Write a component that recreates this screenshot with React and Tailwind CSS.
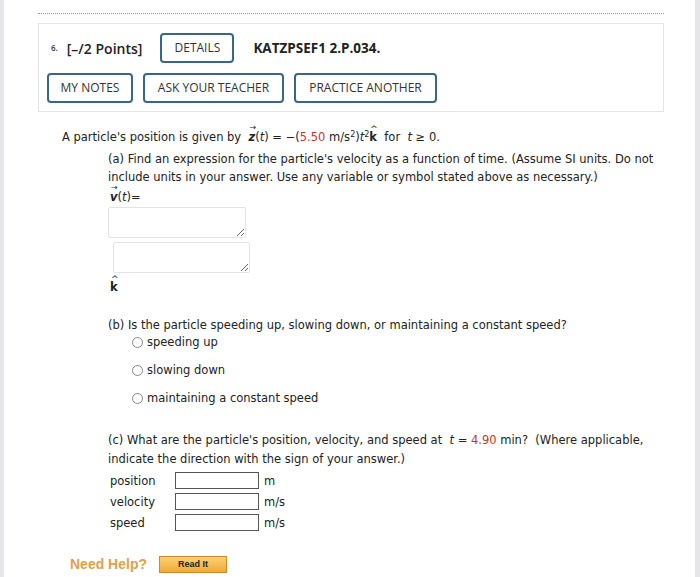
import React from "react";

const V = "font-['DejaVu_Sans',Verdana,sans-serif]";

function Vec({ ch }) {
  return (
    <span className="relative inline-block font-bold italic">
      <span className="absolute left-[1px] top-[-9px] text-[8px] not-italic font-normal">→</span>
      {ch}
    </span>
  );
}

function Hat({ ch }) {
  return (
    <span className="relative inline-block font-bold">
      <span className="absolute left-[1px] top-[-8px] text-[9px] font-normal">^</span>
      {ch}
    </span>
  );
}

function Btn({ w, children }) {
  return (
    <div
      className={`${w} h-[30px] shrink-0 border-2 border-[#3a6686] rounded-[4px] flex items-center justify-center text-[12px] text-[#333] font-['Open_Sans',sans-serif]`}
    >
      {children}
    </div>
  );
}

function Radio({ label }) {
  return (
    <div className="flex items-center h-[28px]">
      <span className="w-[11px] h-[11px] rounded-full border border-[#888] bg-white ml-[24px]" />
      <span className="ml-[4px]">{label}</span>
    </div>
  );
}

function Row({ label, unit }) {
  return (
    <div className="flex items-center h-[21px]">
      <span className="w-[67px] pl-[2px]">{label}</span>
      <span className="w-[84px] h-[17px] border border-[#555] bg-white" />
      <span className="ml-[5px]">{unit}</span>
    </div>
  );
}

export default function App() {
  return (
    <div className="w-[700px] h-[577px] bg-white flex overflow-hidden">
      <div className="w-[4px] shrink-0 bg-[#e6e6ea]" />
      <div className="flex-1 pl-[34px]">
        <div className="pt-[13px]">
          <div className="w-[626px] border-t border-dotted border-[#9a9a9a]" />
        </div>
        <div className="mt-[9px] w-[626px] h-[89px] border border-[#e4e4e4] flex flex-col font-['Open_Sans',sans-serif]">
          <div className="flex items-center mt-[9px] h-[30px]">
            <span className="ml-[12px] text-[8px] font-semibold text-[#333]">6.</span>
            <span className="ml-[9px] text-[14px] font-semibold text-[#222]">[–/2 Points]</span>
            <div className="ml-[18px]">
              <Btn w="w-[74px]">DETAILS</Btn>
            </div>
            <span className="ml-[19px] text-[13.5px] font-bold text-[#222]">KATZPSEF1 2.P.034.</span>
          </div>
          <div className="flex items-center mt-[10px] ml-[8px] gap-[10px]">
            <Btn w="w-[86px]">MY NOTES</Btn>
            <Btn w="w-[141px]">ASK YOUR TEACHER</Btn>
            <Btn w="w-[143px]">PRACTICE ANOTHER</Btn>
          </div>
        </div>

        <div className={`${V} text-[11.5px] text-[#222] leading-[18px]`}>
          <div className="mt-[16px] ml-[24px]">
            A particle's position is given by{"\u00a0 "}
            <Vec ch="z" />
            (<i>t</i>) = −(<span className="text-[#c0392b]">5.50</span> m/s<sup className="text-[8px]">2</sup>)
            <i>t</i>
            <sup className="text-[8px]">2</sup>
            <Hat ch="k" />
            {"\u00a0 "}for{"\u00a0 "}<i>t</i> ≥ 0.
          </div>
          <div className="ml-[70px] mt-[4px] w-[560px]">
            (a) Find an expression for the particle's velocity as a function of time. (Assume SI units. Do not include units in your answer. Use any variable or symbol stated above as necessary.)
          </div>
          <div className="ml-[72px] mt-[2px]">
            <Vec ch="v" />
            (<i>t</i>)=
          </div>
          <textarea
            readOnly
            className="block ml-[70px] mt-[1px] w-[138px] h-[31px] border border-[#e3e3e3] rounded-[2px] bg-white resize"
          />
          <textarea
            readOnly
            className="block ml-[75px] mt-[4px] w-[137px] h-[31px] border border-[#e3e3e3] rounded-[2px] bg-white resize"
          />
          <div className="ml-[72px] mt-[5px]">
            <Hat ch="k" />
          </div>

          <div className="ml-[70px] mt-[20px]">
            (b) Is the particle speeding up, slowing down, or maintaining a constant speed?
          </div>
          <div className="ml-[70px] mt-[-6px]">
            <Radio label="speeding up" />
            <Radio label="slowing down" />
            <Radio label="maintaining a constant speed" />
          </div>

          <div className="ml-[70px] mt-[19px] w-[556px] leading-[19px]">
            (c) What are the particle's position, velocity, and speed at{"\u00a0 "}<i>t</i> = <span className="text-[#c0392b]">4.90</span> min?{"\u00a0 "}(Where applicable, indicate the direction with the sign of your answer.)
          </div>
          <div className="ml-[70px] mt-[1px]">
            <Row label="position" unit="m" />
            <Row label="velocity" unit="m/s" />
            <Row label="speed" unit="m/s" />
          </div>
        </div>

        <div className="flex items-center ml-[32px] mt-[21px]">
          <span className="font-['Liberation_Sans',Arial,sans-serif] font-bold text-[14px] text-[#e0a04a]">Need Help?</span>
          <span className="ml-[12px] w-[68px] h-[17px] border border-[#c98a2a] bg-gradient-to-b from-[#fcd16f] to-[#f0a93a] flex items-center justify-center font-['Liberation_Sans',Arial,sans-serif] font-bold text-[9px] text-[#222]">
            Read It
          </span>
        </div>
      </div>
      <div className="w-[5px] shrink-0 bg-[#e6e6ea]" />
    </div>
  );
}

════════════════

**TASK REQUIREMENTS:** Write out again every line above exactly as given; the pictures do not belong in the copy.

**FULL ANSWER:**
Write a component that recreates this screenshot with React and Tailwind CSS.
import React from "react";

const V = "font-['DejaVu_Sans',Verdana,sans-serif]";

function Vec({ ch }) {
  return (
    <span className="relative inline-block font-bold italic">
      <span className="absolute left-[1px] top-[-9px] text-[8px] not-italic font-normal">→</span>
      {ch}
    </span>
  );
}

function Hat({ ch }) {
  return (
    <span className="relative inline-block font-bold">
      <span className="absolute left-[1px] top-[-8px] text-[9px] font-normal">^</span>
      {ch}
    </span>
  );
}

function Btn({ w, children }) {
  return (
    <div
      className={`${w} h-[30px] shrink-0 border-2 border-[#3a6686] rounded-[4px] flex items-center justify-center text-[12px] text-[#333] font-['Open_Sans',sans-serif]`}
    >
      {children}
    </div>
  );
}

function Radio({ label }) {
  return (
    <div className="flex items-center h-[28px]">
      <span className="w-[11px] h-[11px] rounded-full border border-[#888] bg-white ml-[24px]" />
      <span className="ml-[4px]">{label}</span>
    </div>
  );
}

function Row({ label, unit }) {
  return (
    <div className="flex items-center h-[21px]">
      <span className="w-[67px] pl-[2px]">{label}</span>
      <span className="w-[84px] h-[17px] border border-[#555] bg-white" />
      <span className="ml-[5px]">{unit}</span>
    </div>
  );
}

export default function App() {
  return (
    <div className="w-[700px] h-[577px] bg-white flex overflow-hidden">
      <div className="w-[4px] shrink-0 bg-[#e6e6ea]" />
      <div className="flex-1 pl-[34px]">
        <div className="pt-[13px]">
          <div className="w-[626px] border-t border-dotted border-[#9a9a9a]" />
        </div>
        <div className="mt-[9px] w-[626px] h-[89px] border border-[#e4e4e4] flex flex-col font-['Open_Sans',sans-serif]">
          <div className="flex items-center mt-[9px] h-[30px]">
            <span className="ml-[12px] text-[8px] font-semibold text-[#333]">6.</span>
            <span className="ml-[9px] text-[14px] font-semibold text-[#222]">[–/2 Points]</span>
            <div className="ml-[18px]">
              <Btn w="w-[74px]">DETAILS</Btn>
            </div>
            <span className="ml-[19px] text-[13.5px] font-bold text-[#222]">KATZPSEF1 2.P.034.</span>
          </div>
          <div className="flex items-center mt-[10px] ml-[8px] gap-[10px]">
            <Btn w="w-[86px]">MY NOTES</Btn>
            <Btn w="w-[141px]">ASK YOUR TEACHER</Btn>
            <Btn w="w-[143px]">PRACTICE ANOTHER</Btn>
          </div>
        </div>

        <div className={`${V} text-[11.5px] text-[#222] leading-[18px]`}>
          <div className="mt-[16px] ml-[24px]">
            A particle's position is given by{"\u00a0 "}
            <Vec ch="z" />
            (<i>t</i>) = −(<span className="text-[#c0392b]">5.50</span> m/s<sup className="text-[8px]">2</sup>)
            <i>t</i>
            <sup className="text-[8px]">2</sup>
            <Hat ch="k" />
            {"\u00a0 "}for{"\u00a0 "}<i>t</i> ≥ 0.
          </div>
          <div className="ml-[70px] mt-[4px] w-[560px]">
            (a) Find an expression for the particle's velocity as a function of time. (Assume SI units. Do not include units in your answer. Use any variable or symbol stated above as necessary.)
          </div>
          <div className="ml-[72px] mt-[2px]">
            <Vec ch="v" />
            (<i>t</i>)=
          </div>
          <textarea
            readOnly
            className="block ml-[70px] mt-[1px] w-[138px] h-[31px] border border-[#e3e3e3] rounded-[2px] bg-white resize"
          />
          <textarea
            readOnly
            className="block ml-[75px] mt-[4px] w-[137px] h-[31px] border border-[#e3e3e3] rounded-[2px] bg-white resize"
          />
          <div className="ml-[72px] mt-[5px]">
            <Hat ch="k" />
          </div>

          <div className="ml-[70px] mt-[20px]">
            (b) Is the particle speeding up, slowing down, or maintaining a constant speed?
          </div>
          <div className="ml-[70px] mt-[-6px]">
            <Radio label="speeding up" />
            <Radio label="slowing down" />
            <Radio label="maintaining a constant speed" />
          </div>

          <div className="ml-[70px] mt-[19px] w-[556px] leading-[19px]">
            (c) What are the particle's position, velocity, and speed at{"\u00a0 "}<i>t</i> = <span className="text-[#c0392b]">4.90</span> min?{"\u00a0 "}(Where applicable, indicate the direction with the sign of your answer.)
          </div>
          <div className="ml-[70px] mt-[1px]">
            <Row label="position" unit="m" />
            <Row label="velocity" unit="m/s" />
            <Row label="speed" unit="m/s" />
          </div>
        </div>

        <div className="flex items-center ml-[32px] mt-[21px]">
          <span className="font-['Liberation_Sans',Arial,sans-serif] font-bold text-[14px] text-[#e0a04a]">Need Help?</span>
          <span className="ml-[12px] w-[68px] h-[17px] border border-[#c98a2a] bg-gradient-to-b from-[#fcd16f] to-[#f0a93a] flex items-center justify-center font-['Liberation_Sans',Arial,sans-serif] font-bold text-[9px] text-[#222]">
            Read It
          </span>
        </div>
      </div>
      <div className="w-[5px] shrink-0 bg-[#e6e6ea]" />
    </div>
  );
}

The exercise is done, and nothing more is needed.